In den fünfziger und sechziger Jahren waren die Jugendvereine jener Zeitvertreib, der von Eltern und Lehrern befürwortet wurde.
Es gab Jungwacht und Pfadi für die Buben, Blauring und Pfadi für die Mädchen. Die Jungwächter hatten grüne Hemden, die Blauringmädchen
blaue Blusen, die Pfadis trugen braune Hemden und Hüte. Weil die Marianisten nicht nur Lehrer, sondern auch Jungwachtführer waren,
hatte die Jungwacht Zulauf. Zu den besten Zeiten war wohl ein Drittel der Klassen in der Jungwacht, das ergab eine Schar von Hunderten
von Buben mit grünen Hemden, die bei Grossanlässen auf dem Kirchplatz „Haarus“ sangen.
Die Pfadi war für die meisten unerreichbar, es hiess, die Uniform sei teuer, man müsse Geld springen lassen. Aber wir bewunderten die
Pfadimädchen, die uns stark und modern vorkamen. Ihre Auftritte waren eindrücklich: Die Pfadimädchenhände spielten mit Hut und Krawatte,
unter dem Hut schauten die Mädchen keck in die Welt - wie raffiniert das alles wirkte! Ohne Frage, wir waren neidisch, und um uns
abzureagieren, erfanden wir Spottlieder.
Der Blauring bot Gelegenheiten zum Herumstreifen und Spielen, die man nicht ungenützt vorbeigehen lassen durfte. An den Gruppennachmittagen
war ein besinnlicher Teil vorgesehen, dieses Element fiel stets ins Wasser, und wir gingen wir schnurstracks zum Spielteil über und trieben uns,
obwohl der Wald in unseren Augen eigentlich der Pfadi gehörte, im nahen Wald herum, machten Feuer, kletterten auf Holzstämme und vergnügten
uns mit nichts.
Mädchen und Buben bewegten sich in den vorgegebenen Kreisen, ohne einander näher zu kommen, die Geschlechtertrennung wurde strikt
eingehalten.

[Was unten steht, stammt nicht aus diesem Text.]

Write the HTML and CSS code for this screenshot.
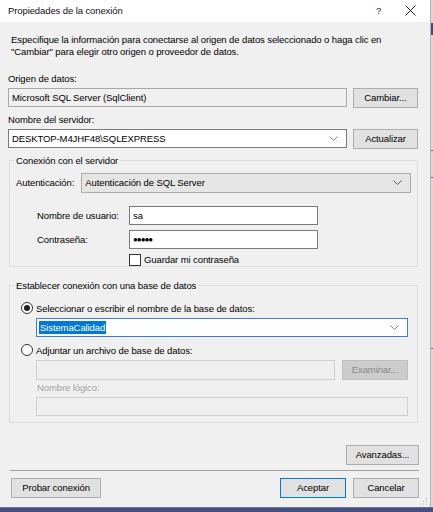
FILE: index.html
```html
<!DOCTYPE html>
<html>
  <head>
    <meta charset="utf-8">
    <title>Propiedades de la conexión</title>
    <link rel="stylesheet" href="styles.css">
  </head>

  <body>
    <div class="screen">
      <div class="dialog">
        <!-- title bar -->
        <div class="titlebar">
          <span class="title">Propiedades de la conexión</span>
          <span class="tb-help">?</span>
          <span class="tb-close">
            <svg width="11" height="11" viewBox="0 0 11 11"><path d="M0.5 0.5 L10.5 10.5 M10.5 0.5 L0.5 10.5" stroke="#222" stroke-width="1" fill="none"/></svg>
          </span>
        </div>

        <div class="body">
          <p class="intro">
            Especifique la información para conectarse al origen de datos seleccionado o haga clic en<br>
            "Cambiar" para elegir otro origen o proveedor de datos.
          </p>

          <!-- data source -->
          <div class="label">Origen de datos:</div>
          <div class="row">
            <div class="field readonly wide">Microsoft SQL Server (SqlClient)</div>
            <button class="btn side">Cambiar...</button>
          </div>

          <div class="label">Nombre del servidor:</div>
          <div class="row">
            <div class="field combo wide">
              <span>DESKTOP-M4JHF48\SQLEXPRESS</span>
              <svg class="chev" width="9" height="5" viewBox="0 0 9 5"><path d="M0.5 0.5 L4.5 4.5 L8.5 0.5" stroke="#888" fill="none"/></svg>
            </div>
            <button class="btn side">Actualizar</button>
          </div>

          <!-- server logon -->
          <fieldset class="group server">
            <legend>Conexión con el servidor</legend>
            <div class="auth-row">
              <span>Autenticación:</span>
              <div class="field dropdown">
                <span>Autenticación de SQL Server</span>
                <svg class="chev" width="9" height="5" viewBox="0 0 9 5"><path d="M0.5 0.5 L4.5 4.5 L8.5 0.5" stroke="#555" fill="none"/></svg>
              </div>
            </div>
            <div class="cred">
              <span>Nombre de usuario:</span>
              <div class="field cred-input">sa</div>
              <span>Contraseña:</span>
              <div class="field cred-input dots">●●●●●</div>
              <span></span>
              <label class="check"><span class="box"></span>Guardar mi contraseña</label>
            </div>
          </fieldset>

          <!-- database -->
          <fieldset class="group database">
            <legend>Establecer conexión con una base de datos</legend>
            <div class="radio-row"><span class="radio on"></span>Seleccionar o escribir el nombre de la base de datos:</div>
            <div class="field combo db focus">
              <span class="sel">SistemaCalidad</span>
              <svg class="chev" width="9" height="5" viewBox="0 0 9 5"><path d="M0.5 0.5 L4.5 4.5 L8.5 0.5" stroke="#888" fill="none"/></svg>
            </div>
            <div class="radio-row second"><span class="radio"></span>Adjuntar un archivo de base de datos:</div>
            <div class="file-row">
              <div class="field disabled file"></div>
              <button class="btn disabled-btn">Examinar...</button>
            </div>
            <div class="label muted">Nombre lógico:</div>
            <div class="field disabled logical"></div>
          </fieldset>

          <div class="adv-row">
            <button class="btn adv">Avanzadas...</button>
          </div>
          <hr class="sep">

          <div class="footer">
            <button class="btn test">Probar conexión</button>
            <span class="spacer"></span>
            <button class="btn ok">Aceptar</button>
            <button class="btn cancel">Cancelar</button>
          </div>
        </div>

        <!-- size grip -->
        <svg class="grip" width="8" height="8" viewBox="0 0 8 8">
          <rect x="6" y="0" width="1" height="1" fill="#b0b0b0"/>
          <rect x="3" y="3" width="1" height="1" fill="#b0b0b0"/>
          <rect x="6" y="3" width="1" height="1" fill="#b0b0b0"/>
          <rect x="0" y="6" width="1" height="1" fill="#b0b0b0"/>
          <rect x="3" y="6" width="1" height="1" fill="#b0b0b0"/>
          <rect x="6" y="6" width="1" height="1" fill="#b0b0b0"/>
        </svg>
      </div>
      <div class="backdrop">
        <span class="bd-blue"></span>
        <span class="bd-tick t1"></span>
        <span class="bd-tick t2"></span>
        <span class="bd-tick t3"></span>
      </div>
    </div>
    <div class="taskbar"></div>
  </body>
</html>
```

FILE: styles.css
```css
html, body {
  margin: 0;
  padding: 0;
  width: 433px;
  height: 512px;
  overflow: hidden;
  font-family: "Liberation Sans", Arial, sans-serif;
  font-size: 9.5px;
  letter-spacing: -0.1px;
  color: #000;
  background: #3f4b7a;
  white-space: nowrap;
}

.screen {
  display: flex;
  height: 507px;
}

.dialog {
  width: 430px;
  background: #f0f0f0;
  display: flex;
  flex-direction: column;
}

.backdrop {
  flex: 1;
  background: #d9d9d9;
  border-left: 1px solid #b5b5b5;
  display: flex;
  flex-direction: column;
}
.bd-blue {
  display: block;
  margin-top: 23px;
  height: 12px;
  background: #3c4a7c;
}
.bd-tick {
  display: block;
  height: 1px;
  background: #5a6a99;
}
.t1 { margin-top: 115px; }
.t2 { margin-top: 26px; }
.t3 { margin-top: 170px; }

.taskbar {
  height: 5px;
  background: #45507c;
  border-top: 1px solid #6a7399;
}

/* title bar */
.titlebar {
  height: 23px;
  background: #fff;
  display: flex;
  align-items: center;
  padding-left: 8px;
  font-size: 9.5px;
}
.title {
  flex: 1;
  color: #111;
}
.tb-help {
  width: 29px;
  color: #222;
}
.tb-close {
  width: 25px;
  display: flex;
}

.body {
  padding: 11px 11px 0 8px;
}

.intro {
  margin: 0 0 0 3px;
  line-height: 12px;
  height: 39px;
  padding-top: 1px;
  box-sizing: border-box;
}

.label {
  line-height: 14px;
  height: 16px;
}
.muted { color: #a0a0a0; }

.row {
  display: flex;
  gap: 6px;
  height: 24px;
  margin-bottom: 1px;
}

.field {
  box-sizing: border-box;
  height: 19px;
  border: 1px solid #7a7a7a;
  background: #fff;
  line-height: 17px;
  padding: 0 3px;
  display: flex;
  align-items: center;
}
.field > span { flex: 1; }
.wide { width: 339px; }
.readonly {
  background: #f0f0f0;
  border-color: #a8a8a8;
}
.chev { margin-right: 5px; }

.btn {
  box-sizing: border-box;
  height: 20px;
  border: 1px solid #adadad;
  background: #e1e1e1;
  font: inherit;
  letter-spacing: inherit;
  color: #000;
  padding: 0;
}
.side {
  width: 65px;
}

/* group boxes */
.group {
  margin: 0 1px 0 1px;
  border: 1px solid #dcdcdc;
  padding: 0;
}
.group legend {
  padding: 0 2px;
  margin-left: 4px;
  line-height: 12px;
}
.server {
  height: 112px;
  margin-top: 2px;
  box-sizing: border-box;
}
.auth-row {
  display: flex;
  align-items: center;
  gap: 7px;
  padding: 6px 6px 0 6px;
}
.dropdown {
  flex: 1;
  height: 20px;
  background: #e5e5e5;
  border-color: #adadad;
}

.cred {
  display: grid;
  grid-template-columns: 92px 189px;
  align-items: center;
  row-gap: 5px;
  padding: 13px 0 0 27px;
}
.cred-input { width: 189px; }
.dots {
  font-size: 8px;
  letter-spacing: -1px;
}
.check {
  display: flex;
  align-items: center;
  gap: 3px;
}
.box {
  display: inline-block;
  box-sizing: border-box;
  width: 12px;
  height: 12px;
  border: 1px solid #333;
  background: #fff;
}

.database {
  margin-top: 13px;
  height: 143px;
  box-sizing: border-box;
}
.radio-row {
  display: flex;
  align-items: center;
  gap: 3px;
  padding: 8px 0 0 11px;
  height: 17px;
}
.radio-row.second { padding-top: 5px; }
.radio {
  display: inline-block;
  box-sizing: border-box;
  width: 12px;
  height: 12px;
  border: 1px solid #333;
  border-radius: 50%;
  background: #fff;
  position: relative;
}
.radio.on::after {
  content: "";
  position: absolute;
  left: 2px;
  top: 2px;
  width: 6px;
  height: 6px;
  border-radius: 50%;
  background: #222;
}
.db {
  margin: 1px 0 0 26px;
  width: 372px;
  padding-left: 2px;
}
.focus { border-color: #3c7fd1; }
.sel {
  flex: 0 0 auto !important;
  background: #0078d7;
  color: #fff;
  padding: 0 1px;
  line-height: 13px;
  margin-right: auto;
}

.file-row {
  display: flex;
  gap: 7px;
  margin: 1px 0 0 26px;
}
.disabled {
  background: #f0f0f0;
  border-color: #d0d0d0;
}
.file { width: 299px; height: 20px; }
.disabled-btn {
  width: 66px;
  background: #cccccc;
  border-color: #bfbfbf;
  color: #8a8a8a;
}
.database .label.muted {
  margin: 1px 0 0 27px;
}
.logical {
  margin: 0 0 0 26px;
  width: 372px;
  height: 19px;
}

.adv-row {
  display: flex;
  justify-content: flex-end;
  margin-top: 22px;
}
.adv { width: 73px; }

.sep {
  border: 0;
  border-top: 1px solid #a0a0a0;
  margin: 5px 0 0 2px;
}

.footer {
  display: flex;
  gap: 7px;
  margin-top: 7px;
  padding-left: 3px;
}
.spacer { flex: 1; }
.test { width: 90px; }
.ok {
  width: 66px;
  border-color: #0078d7;
}
.cancel { width: 66px; }

.grip {
  align-self: flex-end;
  margin: auto 2px 2px 0;
}
```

Da wir Mädchen nichts über die Bubenvereine wussten, hatten wir lebhafte Fantasien. Warum sangen die
Buben „In eine neue Zeit!“? Später, als ich meinen Sohn und meine Tochter in der Pfadigruppe beobachten konnte, erweiterte ich endlich mein
Wissen. Die Buben waren darauf aus, Kräfte zu messen, bewegten sich in Hierarchien, die sie oft wieder umstürzten und bestanden Mutproben,
den Pfadimädchen bedeutete Zusammenhalt mehr als Kampf.
Dass Mädchen und Buben ihre eigene Kultur aufbauen, hat sich bewährt, doch die damalige rigorose Aufspaltung in Buben- und Mädchenwelten
wirkte arg verklemmt. Noch waren die 68-Aufbrüche weit entfernt. Uns Mädchen hat interessiert, ob wir bei den Buben etwas abgucken könnten,
wir hätten gern eine unausgesprochene Regel ein wenig angekratzt, aber nur das und nicht mehr. Mädchen-Buben-Freundschaften waren
weit ausserhalb des Denkvermögens. Das sechste Gebot, das wir nie verstanden hatten, geisterte in den Köpfen herum, dazu kam die Furcht vor
Spott.
Da versammelten sich etwa an einem gemeinsamen Spieltag die Blauringmädchen auf der einen Seite, die Jungwächter auf der andern,
kein Weg führte herüber und hinüber. Ein einziges Mal diskutierte ein Jungwachtführer mit uns Blauringlern eine Theateraufführung, tatsächlich
ging er später in die Mission nach Afrika, was – nach dieser einmaligen Mutprobe -niemand verwunderte.